▸ TASK OBJECTIVE: Filter the data for lines with the word "index", then copy every line so identified.

─── MATERIAL SHOWN ───

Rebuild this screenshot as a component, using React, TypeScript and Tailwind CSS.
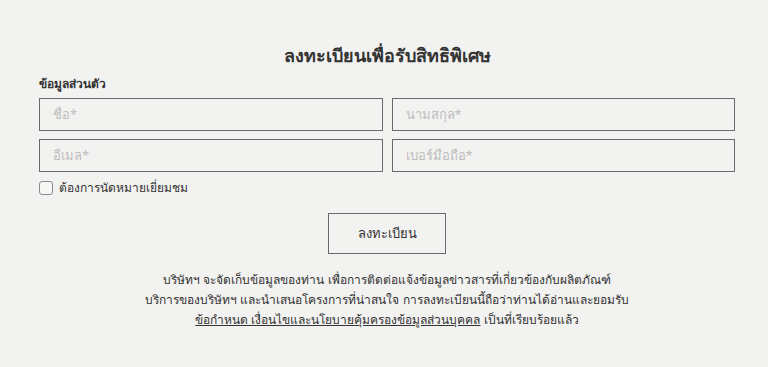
const Field = ({ placeholder }: { placeholder: string }) => {
  return (
    <div className="h-[33px] border border-[#6b6b6b] bg-[#f2f2f0] flex items-center px-[13px]">
      <span className="text-[13px] text-[#bdbdbd]">{placeholder}</span>
    </div>
  );
};

const App = () => {
  return (
    <section
      className="w-full h-[367px] bg-[#f2f2f0] text-[#333]"
      style={{ fontFamily: '"Noto Sans", "DejaVu Sans", sans-serif' }}
    >
      <div className="pl-[39px] pr-[33px] pt-[42px]">
        {/* Heading */}
        <h2 className="text-center text-[18px] font-bold leading-[26px] text-[#333]">
          ลงทะเบียนเพื่อรับสิทธิพิเศษ
        </h2>

        <div className="mt-[8px] text-[12px] font-bold leading-[16px] text-[#333]">
          ข้อมูลส่วนตัว
        </div>

        {/* Inputs */}
        <div className="mt-[6px] grid grid-cols-2 gap-x-[9px] gap-y-[8px]">
          <Field placeholder="ชื่อ*" />
          <Field placeholder="นามสกุล*" />
          <Field placeholder="อีเมล*" />
          <Field placeholder="เบอร์มือถือ*" />
        </div>

        {/* Checkbox */}
        <label className="mt-[7px] flex items-center gap-[6px]">
          <span className="w-[14px] h-[14px] rounded-[3px] border border-[#8a8a8a] bg-[#f7f7f6]"></span>
          <span className="text-[12px] text-[#333]">ต้องการนัดหมายเยี่ยมชม</span>
        </label>

        {/* Button */}
        <div className="mt-[16px] flex justify-center">
          <button className="w-[118px] h-[41px] border border-[#6b6b6b] bg-[#f2f2f0] text-[13px] text-[#333]">
            ลงทะเบียน
          </button>
        </div>

        {/* Consent */}
        <p className="mt-[16px] text-center text-[12px] leading-[20px] text-[#333]">
          บริษัทฯ จะจัดเก็บข้อมูลของท่าน เพื่อการติดต่อแจ้งข้อมูลข่าวสารที่เกี่ยวข้องกับผลิตภัณฑ์
          <br />
          บริการของบริษัทฯ และนำเสนอโครงการที่น่าสนใจ การลงทะเบียนนี้ถือว่าท่านได้อ่านและยอมรับ
          <br />
          <a className="underline">ข้อกำหนด เงื่อนไขและนโยบายคุ้มครองข้อมูลส่วนบุคคล</a> เป็นที่เรียบร้อยแล้ว
        </p>
      </div>
    </section>
  );
};

export default App;
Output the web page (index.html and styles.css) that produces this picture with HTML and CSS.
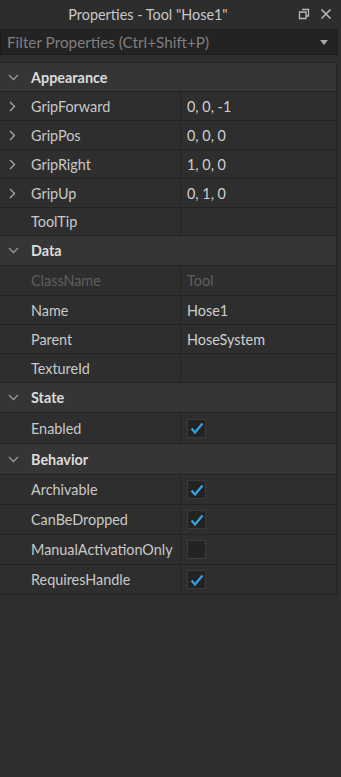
FILE: index.html
```html
<!DOCTYPE html>
<html>
<head>
<meta charset="utf-8">
<link rel="stylesheet" href="styles.css">
</head>
<body>
<div class="panel">
  <div class="titlebar">
    <span class="title">Properties - Tool "Hose1"</span>
    <span class="ticons">
      <svg width="12" height="12" viewBox="0 0 12 12"><path d="M4 1.5h6.5v6.5h-2.5M1.5 4h6.5v6.5h-6.5z" fill="none" stroke="#bbb" stroke-width="1.3"/></svg>
      <svg width="12" height="12" viewBox="0 0 12 12"><path d="M1.5 1.5l9 9M10.5 1.5l-9 9" stroke="#bbb" stroke-width="1.5"/></svg>
    </span>
  </div>
  <div class="filter">
    <span>Filter Properties (Ctrl+Shift+P)</span>
    <svg width="8" height="5" viewBox="0 0 8 5"><path d="M0 0h8l-4 5z" fill="#aaa"/></svg>
  </div>
  <div class="grid">
    <div class="row head h29"><span class="chev"><svg width="11" height="7" viewBox="0 0 11 7"><path d="M1 1l4.5 4.5L10 1" fill="none" stroke="#999" stroke-width="1.3"/></svg></span><span class="hname">Appearance</span></div>
    <div class="row h29"><span class="chev"><svg width="7" height="11" viewBox="0 0 7 11"><path d="M1 1l4.5 4.5L1 10" fill="none" stroke="#aaa" stroke-width="1.3"/></svg></span><span class="name">GripForward</span><span class="val">0, 0, -1</span></div>
    <div class="row h29"><span class="chev"><svg width="7" height="11" viewBox="0 0 7 11"><path d="M1 1l4.5 4.5L1 10" fill="none" stroke="#aaa" stroke-width="1.3"/></svg></span><span class="name">GripPos</span><span class="val">0, 0, 0</span></div>
    <div class="row h29"><span class="chev"><svg width="7" height="11" viewBox="0 0 7 11"><path d="M1 1l4.5 4.5L1 10" fill="none" stroke="#aaa" stroke-width="1.3"/></svg></span><span class="name">GripRight</span><span class="val">1, 0, 0</span></div>
    <div class="row h29"><span class="chev"><svg width="7" height="11" viewBox="0 0 7 11"><path d="M1 1l4.5 4.5L1 10" fill="none" stroke="#aaa" stroke-width="1.3"/></svg></span><span class="name">GripUp</span><span class="val">0, 1, 0</span></div>
    <div class="row h28"><span class="chev"></span><span class="name">ToolTip</span><span class="val"></span></div>
    <div class="row head h30"><span class="chev"><svg width="11" height="7" viewBox="0 0 11 7"><path d="M1 1l4.5 4.5L10 1" fill="none" stroke="#999" stroke-width="1.3"/></svg></span><span class="hname">Data</span></div>
    <div class="row h30 dim"><span class="chev"></span><span class="name">ClassName</span><span class="val">Tool</span></div>
    <div class="row h29"><span class="chev"></span><span class="name">Name</span><span class="val">Hose1</span></div>
    <div class="row h29"><span class="chev"></span><span class="name">Parent</span><span class="val">HoseSystem</span></div>
    <div class="row h29"><span class="chev"></span><span class="name">TextureId</span><span class="val"></span></div>
    <div class="row head h30"><span class="chev"><svg width="11" height="7" viewBox="0 0 11 7"><path d="M1 1l4.5 4.5L10 1" fill="none" stroke="#999" stroke-width="1.3"/></svg></span><span class="hname">State</span></div>
    <div class="row h31"><span class="chev"></span><span class="name">Enabled</span><span class="val"><span class="cb"><svg width="14" height="12" viewBox="0 0 14 12"><path d="M1.5 6.5l3.5 4L12.5 1.5" fill="none" stroke="#33a5e3" stroke-width="2.2"/></svg></span></span></div>
    <div class="row head h31"><span class="chev"><svg width="11" height="7" viewBox="0 0 11 7"><path d="M1 1l4.5 4.5L10 1" fill="none" stroke="#999" stroke-width="1.3"/></svg></span><span class="hname">Behavior</span></div>
    <div class="row h30"><span class="chev"></span><span class="name">Archivable</span><span class="val"><span class="cb"><svg width="14" height="12" viewBox="0 0 14 12"><path d="M1.5 6.5l3.5 4L12.5 1.5" fill="none" stroke="#33a5e3" stroke-width="2.2"/></svg></span></span></div>
    <div class="row h30"><span class="chev"></span><span class="name">CanBeDropped</span><span class="val"><span class="cb"><svg width="14" height="12" viewBox="0 0 14 12"><path d="M1.5 6.5l3.5 4L12.5 1.5" fill="none" stroke="#33a5e3" stroke-width="2.2"/></svg></span></span></div>
    <div class="row h30"><span class="chev"></span><span class="name">ManualActivationOnly</span><span class="val"><span class="cb"></span></span></div>
    <div class="row h30"><span class="chev"></span><span class="name">RequiresHandle</span><span class="val"><span class="cb"><svg width="14" height="12" viewBox="0 0 14 12"><path d="M1.5 6.5l3.5 4L12.5 1.5" fill="none" stroke="#33a5e3" stroke-width="2.2"/></svg></span></span></div>
  </div>
</div>
</body>
</html>
```

FILE: styles.css
```css
html, body {
  margin: 0;
  padding: 0;
  background: #2e2e2e;
}
body {
  font-family: Lato, "Open Sans", sans-serif;
  font-size: 14.4px;
  color: #cccccc;
}
.panel {
  width: 341px;
  height: 777px;
  background: #2e2e2e;
  display: flex;
  flex-direction: column;
}
.titlebar {
  height: 29px;
  display: flex;
  align-items: center;
  justify-content: center;
  position: relative;
  background: #2d2d2d;
}
.title {
  color: #c8c8c8;
  font-size: 14.4px;
  margin-right: 45px;
}
.ticons {
  position: absolute;
  right: 9px;
  top: 8px;
  display: flex;
  gap: 10px;
}
.filter {
  height: 24px;
  margin: 0 3px 0 0;
  background: #232323;
  border: 1px solid #1c1c1c;
  display: flex;
  align-items: center;
  justify-content: space-between;
  padding: 0 9px 0 6px;
  color: #7f7f7f;
  font-size: 15.3px;
}
.grid {
  margin-top: 7px;
  width: 336px;
  border-top: 1px solid #262626;
  border-right: 1px solid #232323;
}
.row {
  display: flex;
  align-items: center;
  border-bottom: 1px solid #232323;
  box-sizing: border-box;
  background: #2e2e2e;
}
.h28 { height: 28px; }
.h29 { height: 29px; }
.h30 { height: 30px; }
.h31 { height: 31px; }
.row.head {
  background: #353535;
}
.chev {
  width: 31px;
  flex: none;
  display: flex;
  justify-content: flex-start;
  padding-left: 9px;
  box-sizing: border-box;
  align-items: center;
}
.row.head .chev { padding-left: 8px; }
.name {
  width: 149px;
  flex: none;
  color: #c9c9c9;
  white-space: nowrap;
}
.hname {
  font-weight: bold;
  color: #dcdcdc;
}
.val {
  align-self: stretch;
  flex: 1;
  border-left: 1px solid #232323;
  display: flex;
  align-items: center;
  padding-left: 6px;
  color: #cfcfcf;
}
.dim .name, .dim .val { color: #5f5f5f; }
.cb {
  width: 17px;
  height: 17px;
  background: #232323;
  border: 1px solid #3a3a3a;
  display: flex;
  align-items: center;
  justify-content: center;
}
```
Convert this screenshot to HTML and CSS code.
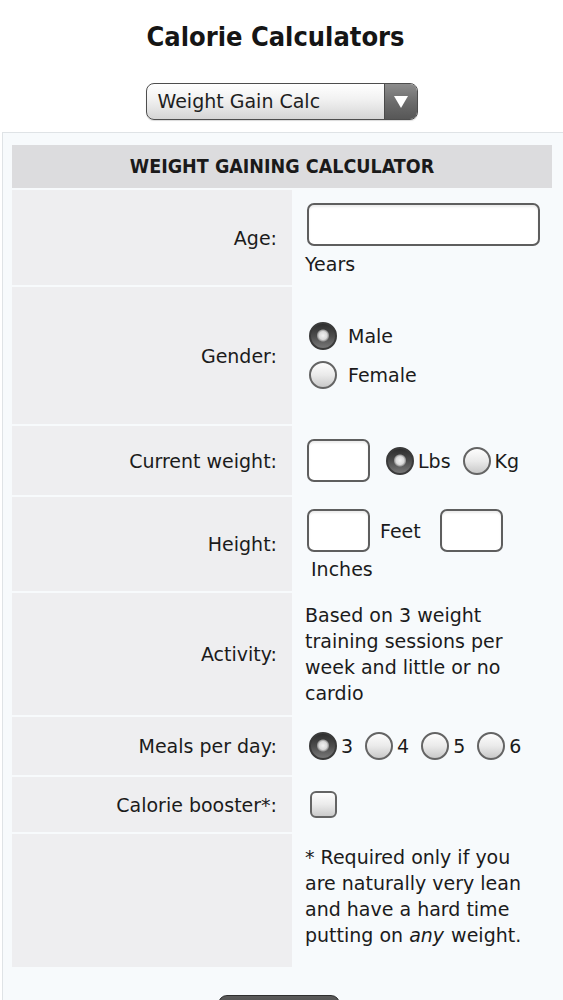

───

▸ EXERCISE RESULT:
Output the web page (index.html and styles.css) that produces this picture with HTML and CSS.
FILE: index.html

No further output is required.